The FBI has recently formed a secretive surveillance unit with an ambitious goal: to invent technology that will let police more readily eavesdrop on Internet and wireless communications.
The establishment of the Quantico, Va.-based unit, which is also staffed by agents from the U.S. Marshals Service and the Drug Enforcement Agency, is a response to technological developments that FBI officials believe outpace law enforcement’s ability to listen in on private communications.
While the FBI has been tight-lipped about the creation of its Domestic Communications Assistance Center, or DCAC — it declined to respond to requests made two days ago about who’s running it, for instance — CNET has pieced together information about its operations through interviews and a review of internal government documents.

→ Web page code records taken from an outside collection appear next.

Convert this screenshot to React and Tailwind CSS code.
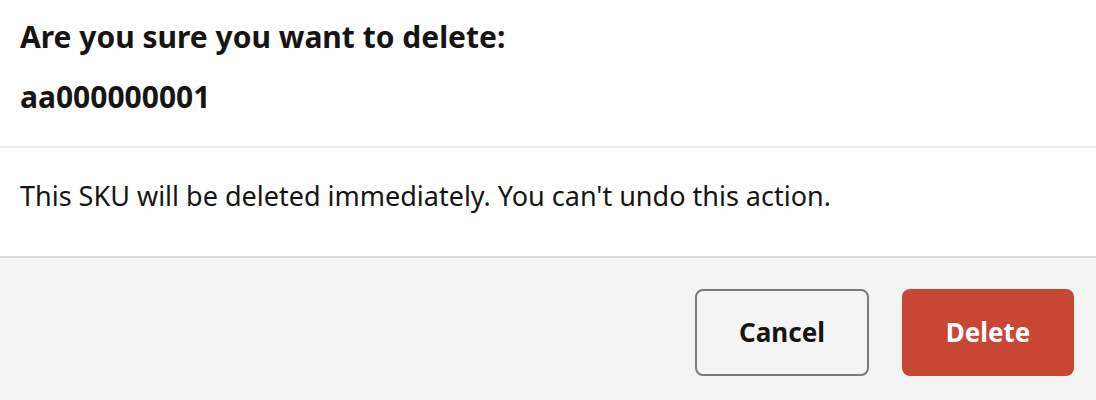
export default function App() {
  return (
    <div className="w-[1096px] h-[400px] bg-white flex flex-col overflow-hidden" style={{ fontFamily: '"Noto Sans", "Open Sans", sans-serif' }}>
      <div className="h-[148px] border-b-2 border-[#ebebeb] px-[20px] pt-[19px] shrink-0">
        <div className="text-[30px] leading-[36px] font-bold text-[#161513]">Are you sure you want to delete:</div>
        <div className="text-[30px] leading-[36px] font-bold text-[#161513] mt-[24px]">aa000000001</div>
      </div>
      <div className="h-[110px] border-b-2 border-[#dcdcdc] px-[20px] pt-[28px] shrink-0">
        <div className="text-[27px] leading-normal text-[#161513]">This SKU will be deleted immediately. You can't undo this action.</div>
      </div>
      <div className="flex-1 bg-[#f4f4f4] flex justify-end items-start gap-[33px] pt-[31px] pr-[22px]">
        <button className="w-[174px] h-[87px] rounded-[8px] border-2 border-[#7a7a7a] bg-[#f4f4f4] text-[26px] font-bold text-[#161513]">Cancel</button>
        <button className="w-[172px] h-[87px] rounded-[8px] bg-[#c74634] text-[26px] font-bold text-white">Delete</button>
      </div>
    </div>
  );
}
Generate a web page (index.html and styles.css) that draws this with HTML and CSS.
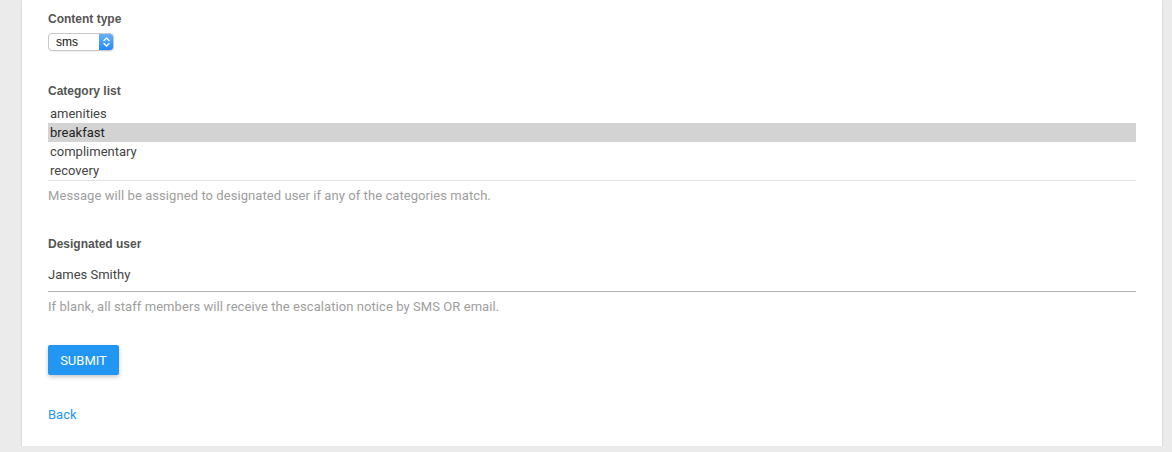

DCAC’s mandate is broad, covering everything from trying to intercept and decode Skype conversations to building custom wiretap hardware or analyzing the gigabytes of data that a wireless provider or social network might turn over in response to a court order. It’s also designed to serve as a kind of surveillance help desk for state, local, and other federal police.
The center represents the technological component of the bureau’s “Going Dark” Internet wiretapping push, which was allocated $54 million by a Senate committee last month. The legal component is no less important: as CNET reported on May 4, the FBI wants Internet companies not to oppose a proposed law that would require social-networks and providers of VoIP, instant messaging, and Web e-mail to build in backdoors for government surveillance.
During an appearance last year on Capitol Hill, then-FBI general counsel Valerie Caproni referred in passing, without elaboration, to “individually tailored” surveillance solutions and “very sophisticated criminals.” Caproni said that new laws targeting social networks and voice over Internet Protocol conversations were required because “individually tailored solutions have to be the exception and not the rule.”
Caproni was referring to the DCAC’s charge of creating customized surveillance technologies aimed at a specific individual or company, according to a person familiar with the FBI’s efforts in this area.
An FBI job announcement for the DCAC that had an application deadline of May 2 provides additional details. It asks applicants to list their experience with “electronic surveillance standards” including PacketCable (used in cable modems); QChat (used in push-to-talk mobile phones); and T1.678 (VoIP communications). One required skill for the position, which pays up to $136,771 a year, is evaluating “electronic surveillance solutions” for “emerging” technologies.
“We would expect that capabilities like CIPAV would be an example” of what the DCAC will create, says Steve Bock, president of Colorado-based Subsentio, referring to the FBI’s remotely-installed spyware that it has used to identify extortionists, database-deleting hackers, child molesters, and hitmen.
Bock, whose company helps companies comply with the 1994 Communications Assistance for Law Enforcement Act (CALEA) and has consulted for the Justice Department, says he anticipates “that Internet and wireless will be two key focus areas” for the DCAC. VoIP will be a third, he says.
For its part, the FBI responded to queries this week with a statement about the center, which it also refers to as the National Domestic Communications Assistance Center (even Caproni has used both names interchangeably), saying:
The NDCAC will have the functionality to leverage the research and development efforts of federal, state, and local law enforcement with respect to electronic surveillance capabilities and facilitate the sharing of technology among law enforcement agencies. Technical personnel from other federal, state, and local law enforcement agencies will be able to obtain advice and guidance if they have difficulty in attempting to implement lawful electronic surveillance court orders.It is important to point out that the NDCAC will not be responsible for the actual execution of any electronic surveillance court orders and will not have any direct operational or investigative role in investigations. It will provide the technical knowledge and referrals in response to law enforcement’s requests for technical assistance.